Suppose the ship's computer informs the crew that the climate on New Earth is changing, and unless you expend significant resources to prevent it (deploying solar mirrors in advance of your arrival, or what have you) the temperature will be 3C warmer when you arrive.

What is your response? Clearly, you don't care. The planet may be just three degrees to cold to support life now. Or it might be an uninhabitable volcanic hell, and 3C more will be nothing. Warming could make things better, or worse, or make no difference. With no way to know, you aren't going to spend resources to try and control the climate.

This is the circumstance some pseudoskeptics and "lukewarmers" feel we are in. We don't know what the effects of warming will be, they could be good or bad, so it would be folly to decarbonize our economy on that basis.

But scenario one is unrealistic; we don't know nothing about this warming planet.
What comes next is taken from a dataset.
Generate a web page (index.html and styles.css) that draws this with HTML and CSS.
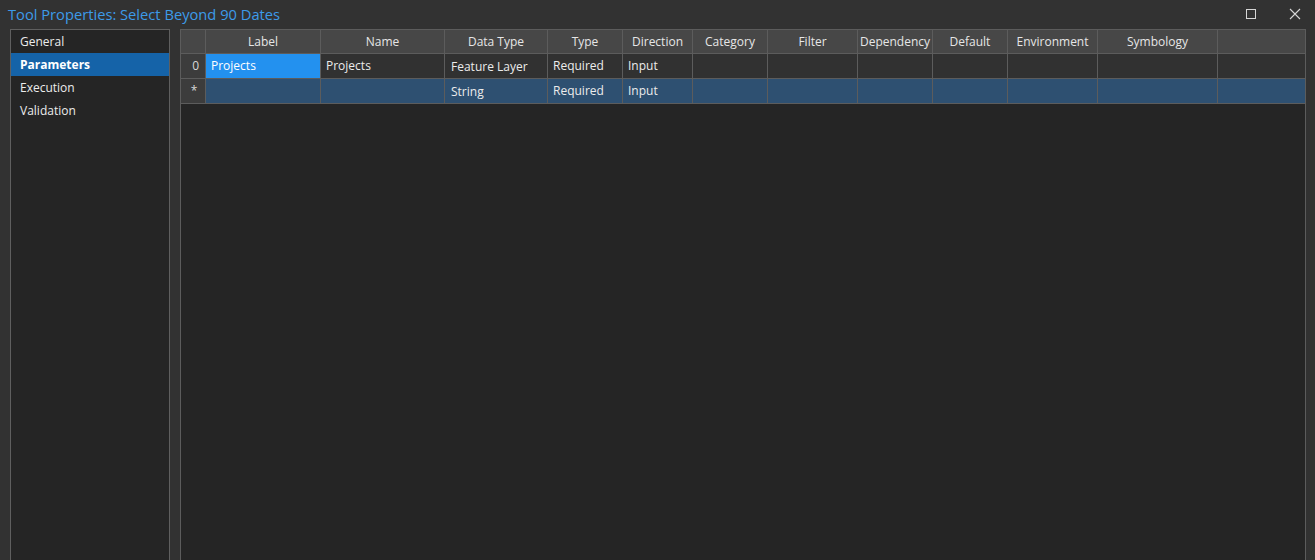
FILE: index.html
```html
<!DOCTYPE html>
<html>
<head>
<meta charset="utf-8">
<link rel="stylesheet" href="styles.css">
</head>
<body>
<div class="window">
  <div class="titlebar">
    <div class="title">Tool Properties: Select Beyond 90 Dates</div>
    <div class="controls">
      <svg class="ctl" width="12" height="12" viewBox="0 0 12 12"><rect x="1.5" y="1.5" width="9" height="9" fill="none" stroke="#d6d6d6" stroke-width="1"/></svg>
      <svg class="ctl" width="12" height="12" viewBox="0 0 12 12"><path d="M1 1 L11 11 M11 1 L1 11" stroke="#d6d6d6" stroke-width="1.1"/></svg>
    </div>
  </div>
  <div class="content">
    <div class="nav">
      <div class="nav-item">General</div>
      <div class="nav-item active">Parameters</div>
      <div class="nav-item">Execution</div>
      <div class="nav-item">Validation</div>
    </div>
    <div class="gridpanel">
      <div class="grid">
        <div class="hc"></div>
        <div class="hc">Label</div>
        <div class="hc">Name</div>
        <div class="hc">Data Type</div>
        <div class="hc">Type</div>
        <div class="hc">Direction</div>
        <div class="hc">Category</div>
        <div class="hc">Filter</div>
        <div class="hc">Dependency</div>
        <div class="hc">Default</div>
        <div class="hc">Environment</div>
        <div class="hc">Symbology</div>
        <div class="hc"></div>

        <div class="rh">0</div>
        <div class="c sel">Projects</div>
        <div class="c">Projects</div>
        <div class="c low">Feature Layer</div>
        <div class="c">Required</div>
        <div class="c">Input</div>
        <div class="c"></div>
        <div class="c"></div>
        <div class="c"></div>
        <div class="c"></div>
        <div class="c"></div>
        <div class="c"></div>
        <div class="c"></div>

        <div class="rh star">*</div>
        <div class="c new"></div>
        <div class="c new"></div>
        <div class="c new low">String</div>
        <div class="c new">Required</div>
        <div class="c new">Input</div>
        <div class="c new"></div>
        <div class="c new"></div>
        <div class="c new"></div>
        <div class="c new"></div>
        <div class="c new"></div>
        <div class="c new"></div>
        <div class="c new"></div>
      </div>
    </div>
  </div>
</div>
</body>
</html>
```

FILE: styles.css
```css
html, body {
  margin: 0;
  padding: 0;
  background: #323232;
  font-family: "Open Sans", "Noto Sans", sans-serif;
  color: #e6e6e6;
}
.window {
  width: 1315px;
  height: 560px;
  display: flex;
  flex-direction: column;
  overflow: hidden;
}
.titlebar {
  height: 29px;
  display: flex;
  align-items: center;
  justify-content: space-between;
  flex: none;
}
.title {
  padding-left: 8px;
  font-size: 14.7px;
  color: #3d9be9;
  margin-top: -1px;
}
.controls {
  display: flex;
  gap: 32px;
  padding-right: 14px;
  margin-top: -1px;
}
.content {
  flex: 1;
  display: flex;
  padding-left: 10px;
  padding-right: 9px;
  gap: 10px;
}
.nav {
  width: 158px;
  border: 1px solid #5f5f5f;
  border-bottom: none;
  background: #252525;
  flex: none;
}
.nav-item {
  height: 23px;
  line-height: 23px;
  padding-left: 9px;
  font-size: 12px;
  color: #ececec;
}
.nav-item.active {
  background: #1563a8;
  color: #ffffff;
  font-weight: bold;
}
.gridpanel {
  flex: 1;
  border: 1px solid #5c5c5c;
  border-bottom: none;
  background: #252525;
}
.grid {
  display: grid;
  grid-template-columns: 24px 114px 123px 102px 74px 69px 74px 89px 74px 74px 89px 119px 1fr;
  grid-template-rows: 23px 24px 24px;
  gap: 1px;
  background: #5c5c5c;
  border-bottom: 1px solid #5c5c5c;
  font-size: 12px;
}
.hc {
  background: #474747;
  text-align: center;
  line-height: 23px;
  color: #e6e6e6;
}
.rh {
  background: #3c3c3c;
  text-align: right;
  padding-right: 6px;
  line-height: 24px;
  color: #d8d8d8;
}
.rh.star {
  text-align: center;
  padding-right: 0;
  padding-left: 2px;
}
.c {
  background: #313131;
  line-height: 24px;
  padding-left: 5px;
  white-space: nowrap;
  overflow: hidden;
  color: #ececec;
}
.c.low {
  padding-left: 6px;
  line-height: 26px;
}
.c.sel {
  background: #2391ef;
  color: #ffffff;
}
.c.new {
  background: #2e5071;
}
```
We know a large number of us are living on it and have been for some time. So change the scenario a little bit. Suppose we know exactly one thing about New Earth; we know that it will support one billion human lives. Now, same question. Three degrees warmer, or expend the resources to prevent it.

This is a totally different calculation. You know the planet's climate will support human civilization, that the people on the spaceship can live there; you do not know if a new, warmer climate would. If you have a climate that will support human civilization on the one and only planet on which humans can live, you would be uncommonly stupid to do anything to significantly alter that climate. And the less you knew or could predict about the response of that climate, the more stupid it would be.

We know one important thing about the earth's climate system; we know that the temperatures of the last 8,000 years will allow billions of humans and complex industrial civilization to thrive. We do not know that about a world that is warmer than has existed since humans came down from the trees. Scientists are doing their useful work to increase our understand of the climate and to predict the effects of warming. But as citizens evaluating policy, we do not need to know what will happen to the sea level or the rainfall, to the methyl hydrate deposits or the thermohaline circulation. This climate allows our civilization to survive; a new climate may or may not. That's what you need to know.